Donald Tusk poinformował o tym wczoraj w TVN 24. Zastrzegł, że ta gotowość nie oznacza automatycznego przyjęcia wspólnej waluty. – To będzie wymagało akceptacji wyraźnej większości w Sejmie i poparcia prezydenta i dlatego mogę tylko zagwarantować, że będziemy gotowi, a czy ta decyzja ostateczna zapadnie, to już jest pytanie do większej grupy – stwierdził premier. Zgoda większości sejmowej jest potrzebna m.in. do zmiany konstytucji, w której zapisane jest, że Narodowy Bank Polski odpowiada za wartość polskiego pieniądza.

Premier potwierdził wcześniejsze zapowiedzi ministra finansów Jacka Rostowskiego, według którego od 2009 r.
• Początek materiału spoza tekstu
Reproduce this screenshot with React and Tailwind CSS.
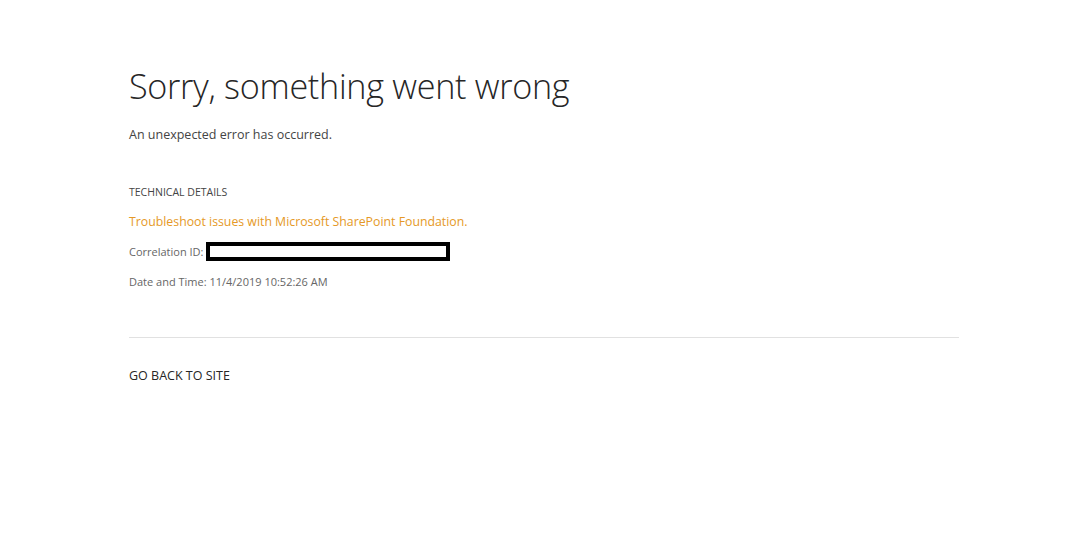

Polska mogłaby przebywać w tzw. systemie ERM2 (w nim przez przynajmniej dwa lata należy utrzymywać stabilny kurs krajowej waluty wobec euro). Po tych dwóch latach można przyjąć europejski pieniądz, pod warunkiem że posiada się deficyt finansów nieprzekraczający 3 proc. PKB, dług publiczny nie wyższy niż 60 proc. PKB oraz inflację i długoterminowe stopy procentowe na odpowiednio niskim poziomie.

Polska spełnia obecnie kryteria, jednak niedługo może mieć kłopot z kryterium inflacyjnym. Tempo wzrostu cen nie może przekraczać średniej dla trzech krajów UE o najniższej inflacji nie więcej niż o 1,5 pkt proc. Jednak zdaniem wielu ekonomistów może to być problem przejściowy.